ROWS =>
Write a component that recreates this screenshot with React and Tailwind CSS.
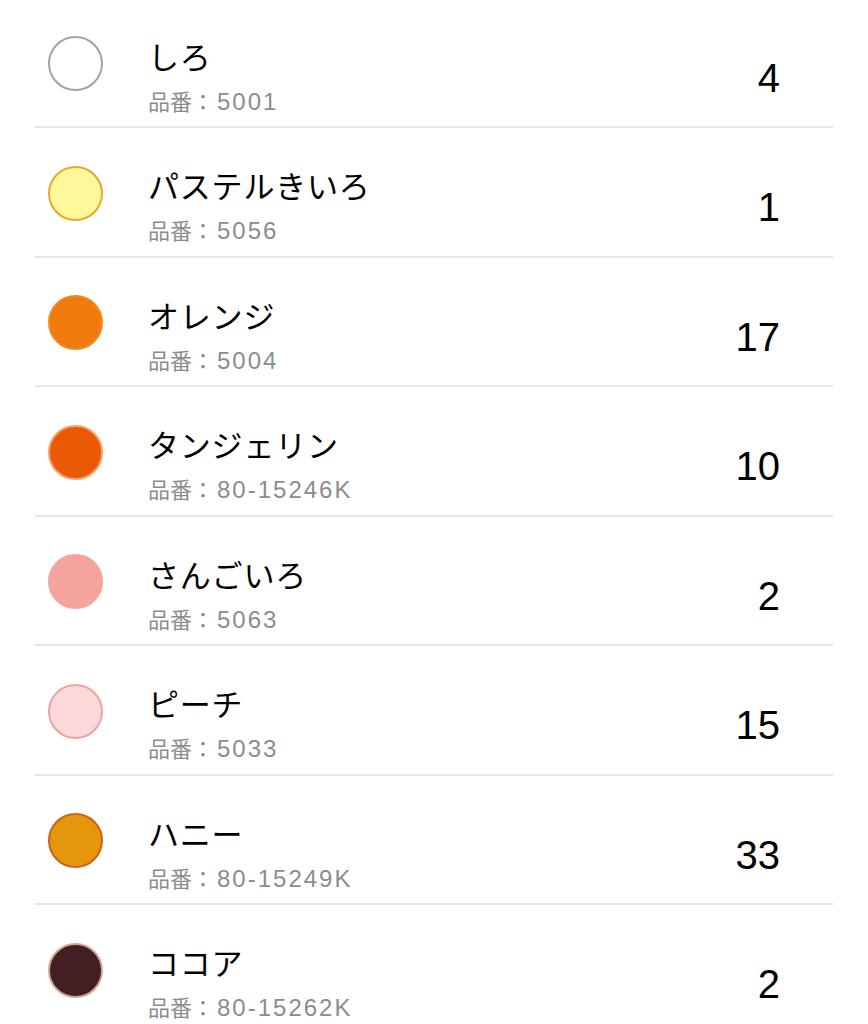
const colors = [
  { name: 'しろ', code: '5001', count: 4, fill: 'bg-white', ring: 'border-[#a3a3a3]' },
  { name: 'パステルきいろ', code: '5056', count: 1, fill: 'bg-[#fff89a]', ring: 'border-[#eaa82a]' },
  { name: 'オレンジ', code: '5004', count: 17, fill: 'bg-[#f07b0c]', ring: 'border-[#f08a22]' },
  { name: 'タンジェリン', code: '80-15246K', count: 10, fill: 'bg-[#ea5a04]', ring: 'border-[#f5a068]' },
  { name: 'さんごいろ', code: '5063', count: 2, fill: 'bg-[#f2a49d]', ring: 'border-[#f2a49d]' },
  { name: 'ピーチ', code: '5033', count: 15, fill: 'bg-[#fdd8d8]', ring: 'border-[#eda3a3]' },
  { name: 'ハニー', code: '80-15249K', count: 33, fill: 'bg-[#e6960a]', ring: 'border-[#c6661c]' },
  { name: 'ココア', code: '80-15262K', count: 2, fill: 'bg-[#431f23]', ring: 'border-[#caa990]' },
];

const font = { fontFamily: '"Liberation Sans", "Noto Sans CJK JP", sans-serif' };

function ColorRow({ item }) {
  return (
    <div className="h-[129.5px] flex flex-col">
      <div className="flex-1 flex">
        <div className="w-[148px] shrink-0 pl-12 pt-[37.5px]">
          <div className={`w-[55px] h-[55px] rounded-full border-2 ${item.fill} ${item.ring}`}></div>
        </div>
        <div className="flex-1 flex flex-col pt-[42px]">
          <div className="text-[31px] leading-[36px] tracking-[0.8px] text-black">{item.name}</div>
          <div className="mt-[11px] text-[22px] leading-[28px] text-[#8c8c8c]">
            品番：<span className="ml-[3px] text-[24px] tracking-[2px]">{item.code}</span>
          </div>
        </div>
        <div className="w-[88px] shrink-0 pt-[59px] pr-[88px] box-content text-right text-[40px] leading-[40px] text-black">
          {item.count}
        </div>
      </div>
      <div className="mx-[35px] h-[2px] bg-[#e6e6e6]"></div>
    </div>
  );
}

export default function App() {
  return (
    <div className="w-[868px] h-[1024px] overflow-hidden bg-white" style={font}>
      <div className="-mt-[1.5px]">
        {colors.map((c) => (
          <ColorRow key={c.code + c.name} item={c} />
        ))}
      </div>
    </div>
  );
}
---
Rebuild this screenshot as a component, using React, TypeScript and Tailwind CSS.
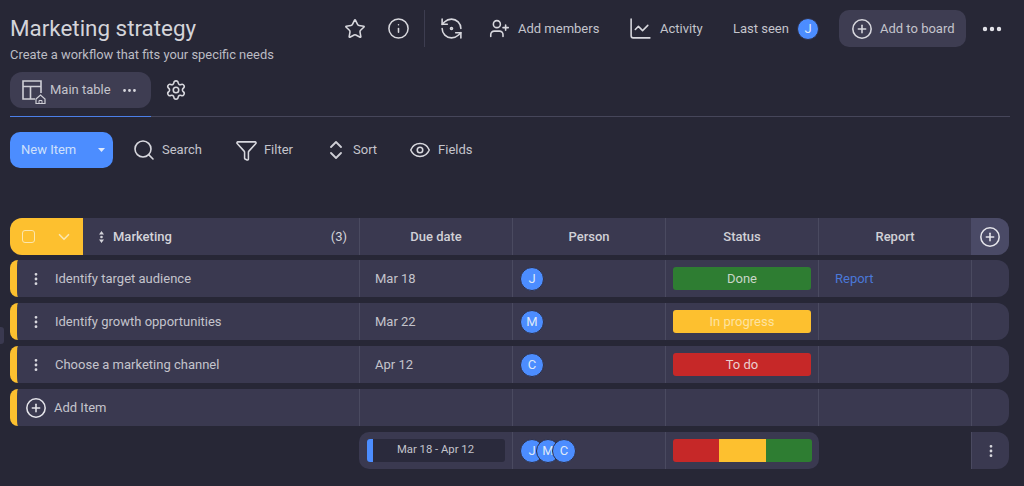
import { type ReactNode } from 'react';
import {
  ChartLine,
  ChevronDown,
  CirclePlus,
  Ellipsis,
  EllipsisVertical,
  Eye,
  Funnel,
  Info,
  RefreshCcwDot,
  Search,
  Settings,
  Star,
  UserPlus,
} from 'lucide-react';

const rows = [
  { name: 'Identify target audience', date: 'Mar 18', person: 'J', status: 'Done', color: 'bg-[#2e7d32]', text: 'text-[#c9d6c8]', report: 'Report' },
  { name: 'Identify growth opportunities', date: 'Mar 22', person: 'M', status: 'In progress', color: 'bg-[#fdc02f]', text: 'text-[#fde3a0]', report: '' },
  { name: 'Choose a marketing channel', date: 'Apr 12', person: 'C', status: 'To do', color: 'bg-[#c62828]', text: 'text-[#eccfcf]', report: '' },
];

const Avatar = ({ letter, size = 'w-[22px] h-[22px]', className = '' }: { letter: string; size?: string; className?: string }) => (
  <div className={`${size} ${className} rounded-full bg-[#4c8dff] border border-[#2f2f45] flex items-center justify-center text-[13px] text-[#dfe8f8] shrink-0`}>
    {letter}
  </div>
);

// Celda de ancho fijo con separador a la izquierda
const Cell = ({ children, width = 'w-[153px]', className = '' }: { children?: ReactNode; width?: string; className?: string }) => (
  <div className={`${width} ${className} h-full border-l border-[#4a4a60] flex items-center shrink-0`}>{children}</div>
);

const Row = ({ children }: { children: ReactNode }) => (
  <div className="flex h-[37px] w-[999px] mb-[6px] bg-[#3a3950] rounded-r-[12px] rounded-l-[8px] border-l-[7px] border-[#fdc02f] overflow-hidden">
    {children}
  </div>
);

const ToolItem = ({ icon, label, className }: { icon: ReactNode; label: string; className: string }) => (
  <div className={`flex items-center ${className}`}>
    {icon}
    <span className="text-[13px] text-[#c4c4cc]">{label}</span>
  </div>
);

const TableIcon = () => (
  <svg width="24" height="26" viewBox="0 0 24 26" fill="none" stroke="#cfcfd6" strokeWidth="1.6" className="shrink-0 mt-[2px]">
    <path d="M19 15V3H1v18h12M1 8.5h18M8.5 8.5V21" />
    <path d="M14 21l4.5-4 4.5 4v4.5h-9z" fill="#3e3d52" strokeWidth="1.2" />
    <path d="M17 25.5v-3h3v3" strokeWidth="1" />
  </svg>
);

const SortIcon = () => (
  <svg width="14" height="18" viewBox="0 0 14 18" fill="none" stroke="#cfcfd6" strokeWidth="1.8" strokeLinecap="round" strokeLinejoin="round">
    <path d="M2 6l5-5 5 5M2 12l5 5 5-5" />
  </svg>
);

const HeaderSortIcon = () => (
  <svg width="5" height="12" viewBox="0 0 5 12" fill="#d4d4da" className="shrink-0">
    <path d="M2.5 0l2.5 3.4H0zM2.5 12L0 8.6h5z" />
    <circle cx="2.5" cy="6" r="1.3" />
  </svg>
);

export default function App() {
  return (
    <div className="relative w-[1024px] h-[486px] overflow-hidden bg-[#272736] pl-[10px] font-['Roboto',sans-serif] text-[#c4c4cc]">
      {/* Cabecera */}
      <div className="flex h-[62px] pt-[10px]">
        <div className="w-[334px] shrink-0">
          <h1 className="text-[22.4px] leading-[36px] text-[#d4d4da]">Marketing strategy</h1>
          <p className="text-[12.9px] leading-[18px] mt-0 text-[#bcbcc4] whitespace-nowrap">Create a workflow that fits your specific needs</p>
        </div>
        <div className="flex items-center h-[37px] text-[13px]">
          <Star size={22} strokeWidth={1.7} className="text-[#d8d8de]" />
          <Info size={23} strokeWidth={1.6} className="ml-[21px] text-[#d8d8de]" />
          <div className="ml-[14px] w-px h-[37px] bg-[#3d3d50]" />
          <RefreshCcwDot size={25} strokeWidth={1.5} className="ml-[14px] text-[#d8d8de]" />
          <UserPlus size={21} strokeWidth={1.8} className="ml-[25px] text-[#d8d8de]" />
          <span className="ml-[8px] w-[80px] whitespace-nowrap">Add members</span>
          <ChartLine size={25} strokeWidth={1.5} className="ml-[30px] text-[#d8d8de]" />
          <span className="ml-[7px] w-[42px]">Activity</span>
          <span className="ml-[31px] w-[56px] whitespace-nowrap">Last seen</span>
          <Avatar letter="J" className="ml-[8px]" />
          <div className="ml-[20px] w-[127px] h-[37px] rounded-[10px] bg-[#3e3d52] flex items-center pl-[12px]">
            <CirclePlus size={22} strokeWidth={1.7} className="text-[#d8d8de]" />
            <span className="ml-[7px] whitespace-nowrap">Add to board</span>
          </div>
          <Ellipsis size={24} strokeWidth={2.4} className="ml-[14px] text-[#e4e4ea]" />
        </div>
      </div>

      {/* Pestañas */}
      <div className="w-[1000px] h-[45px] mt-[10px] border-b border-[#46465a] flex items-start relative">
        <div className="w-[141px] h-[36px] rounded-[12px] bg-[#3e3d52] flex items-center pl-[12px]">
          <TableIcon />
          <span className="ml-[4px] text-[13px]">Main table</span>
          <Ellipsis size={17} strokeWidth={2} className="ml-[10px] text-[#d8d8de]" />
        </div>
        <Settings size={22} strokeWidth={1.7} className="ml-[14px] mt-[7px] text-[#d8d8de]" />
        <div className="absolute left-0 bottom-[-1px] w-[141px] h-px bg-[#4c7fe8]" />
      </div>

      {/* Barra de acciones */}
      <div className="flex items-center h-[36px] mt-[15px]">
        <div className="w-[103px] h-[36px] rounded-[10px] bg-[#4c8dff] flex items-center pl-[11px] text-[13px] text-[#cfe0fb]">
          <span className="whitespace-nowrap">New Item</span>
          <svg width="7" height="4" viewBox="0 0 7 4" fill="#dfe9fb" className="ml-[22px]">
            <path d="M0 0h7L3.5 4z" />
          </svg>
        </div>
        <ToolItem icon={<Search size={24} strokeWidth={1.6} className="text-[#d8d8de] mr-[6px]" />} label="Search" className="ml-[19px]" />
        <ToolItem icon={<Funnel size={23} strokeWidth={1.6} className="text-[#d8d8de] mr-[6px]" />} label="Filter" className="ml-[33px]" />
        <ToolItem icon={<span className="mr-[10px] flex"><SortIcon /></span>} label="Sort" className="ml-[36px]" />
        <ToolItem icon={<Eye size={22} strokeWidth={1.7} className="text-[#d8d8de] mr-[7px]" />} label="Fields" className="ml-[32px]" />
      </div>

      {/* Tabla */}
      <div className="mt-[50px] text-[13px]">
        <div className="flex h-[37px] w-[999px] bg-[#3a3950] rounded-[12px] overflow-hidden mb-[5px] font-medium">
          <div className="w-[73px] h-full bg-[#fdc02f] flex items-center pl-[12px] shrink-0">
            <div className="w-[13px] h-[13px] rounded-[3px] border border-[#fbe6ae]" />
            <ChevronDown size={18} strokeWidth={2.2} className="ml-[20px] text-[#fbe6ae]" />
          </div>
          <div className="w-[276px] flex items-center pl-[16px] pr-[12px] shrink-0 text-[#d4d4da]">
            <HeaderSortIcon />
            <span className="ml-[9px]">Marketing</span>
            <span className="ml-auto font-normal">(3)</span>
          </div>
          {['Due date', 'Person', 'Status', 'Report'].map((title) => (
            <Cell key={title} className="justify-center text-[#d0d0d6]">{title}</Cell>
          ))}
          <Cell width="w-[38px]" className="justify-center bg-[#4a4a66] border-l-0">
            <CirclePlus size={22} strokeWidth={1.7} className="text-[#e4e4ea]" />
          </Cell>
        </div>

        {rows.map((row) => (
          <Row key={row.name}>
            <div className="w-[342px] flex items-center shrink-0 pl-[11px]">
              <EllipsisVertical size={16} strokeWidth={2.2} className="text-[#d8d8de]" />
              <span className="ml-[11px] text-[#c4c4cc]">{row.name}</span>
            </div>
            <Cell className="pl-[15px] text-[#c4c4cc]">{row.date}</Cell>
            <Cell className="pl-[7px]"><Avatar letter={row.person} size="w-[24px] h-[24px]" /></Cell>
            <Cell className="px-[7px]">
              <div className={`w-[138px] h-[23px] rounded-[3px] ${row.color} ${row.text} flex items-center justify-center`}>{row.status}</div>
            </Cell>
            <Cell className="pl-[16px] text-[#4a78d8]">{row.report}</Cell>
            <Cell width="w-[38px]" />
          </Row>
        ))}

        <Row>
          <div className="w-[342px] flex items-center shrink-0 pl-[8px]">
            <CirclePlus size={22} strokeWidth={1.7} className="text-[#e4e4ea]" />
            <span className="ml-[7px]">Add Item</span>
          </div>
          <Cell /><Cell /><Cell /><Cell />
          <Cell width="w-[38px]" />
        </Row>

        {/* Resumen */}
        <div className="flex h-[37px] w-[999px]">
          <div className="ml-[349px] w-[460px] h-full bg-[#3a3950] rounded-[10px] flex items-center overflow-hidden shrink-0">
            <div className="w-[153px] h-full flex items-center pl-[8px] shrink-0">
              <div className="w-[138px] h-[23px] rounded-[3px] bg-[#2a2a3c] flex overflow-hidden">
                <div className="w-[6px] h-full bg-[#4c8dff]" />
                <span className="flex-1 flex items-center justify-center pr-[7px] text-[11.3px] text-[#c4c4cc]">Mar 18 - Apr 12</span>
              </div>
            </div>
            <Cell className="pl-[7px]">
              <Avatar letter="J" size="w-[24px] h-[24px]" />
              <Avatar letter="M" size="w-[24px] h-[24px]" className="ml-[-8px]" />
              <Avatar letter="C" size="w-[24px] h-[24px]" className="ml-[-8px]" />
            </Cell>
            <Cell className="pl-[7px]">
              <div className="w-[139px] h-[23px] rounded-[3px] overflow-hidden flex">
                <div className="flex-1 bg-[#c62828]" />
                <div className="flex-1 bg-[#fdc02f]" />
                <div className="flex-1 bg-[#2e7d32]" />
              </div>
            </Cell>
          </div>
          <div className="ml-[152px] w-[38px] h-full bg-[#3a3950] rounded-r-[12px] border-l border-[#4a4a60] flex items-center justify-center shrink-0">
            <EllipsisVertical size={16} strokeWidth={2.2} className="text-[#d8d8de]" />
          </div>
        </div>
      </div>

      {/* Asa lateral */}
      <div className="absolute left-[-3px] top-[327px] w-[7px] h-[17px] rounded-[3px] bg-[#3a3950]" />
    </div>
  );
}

GIVEN REQUEST => Read through the entries and copy every line that includes "screenshot".

THE RESPONSE =>
Write a component that recreates this screenshot with React and Tailwind CSS.
Rebuild this screenshot as a component, using React, TypeScript and Tailwind CSS.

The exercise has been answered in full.